If that sequence is followed, the certificate is often a useful administrative tool.
If that sequence is ignored, the certificate becomes a document onto which the family projects much larger hopes than the law ever intended it to carry.
If your family is dealing with an omitted heir, second-family issue, mismatch across records, or a department that may be asking for the wrong succession document, book a consultation.
Disclaimer: This article is for general information only. Succession, benefit claims, and heirship disputes depend on the institution involved, the documents available, the governing personal law, and the specific facts of the family.
Frequently Asked Questions
How do I know whether I need a Legal Heir Certificate, a Succession Certificate, or a Family Membership Certificate?
Start with the office that asked for the document. In Kerala, a Legal Heir Certificate is commonly used for pension, PF, gratuity, insurance, and similar administrative claims. A Succession Certificate is usually needed where a court-based succession remedy is required, and a Family Membership Certificate is a different revenue document.

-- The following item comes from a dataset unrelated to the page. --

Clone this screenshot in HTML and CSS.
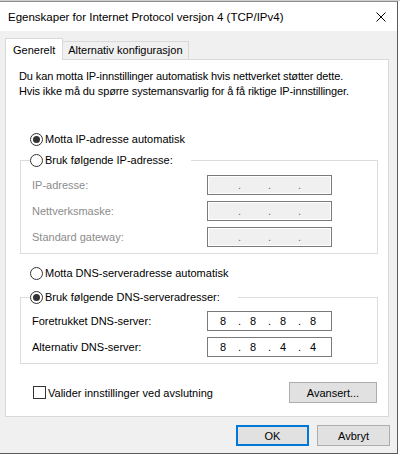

Do not assume they are interchangeable.
What documents does the Akshaya service page list for a Legal Heir Certificate?
The Akshaya page lists Aadhaar card, Voter ID, ration card, death certificate of the deceased, service certificate for a serving employee when applicable, and an affidavit.
What should I do if the family tree itself is disputed?
Do not treat it as a routine Akshaya filing. If there is a second-family dispute, adoption issue, prior-marriage issue, or a deliberate attempt to exclude an heir, get legal advice before filing.
How long does the official Akshaya page say the process takes?
The Akshaya page states fifteen days after the objection period of thirty days from the date of Gazette publication. Timelines can still move slower if the records are inconsistent or objections arise.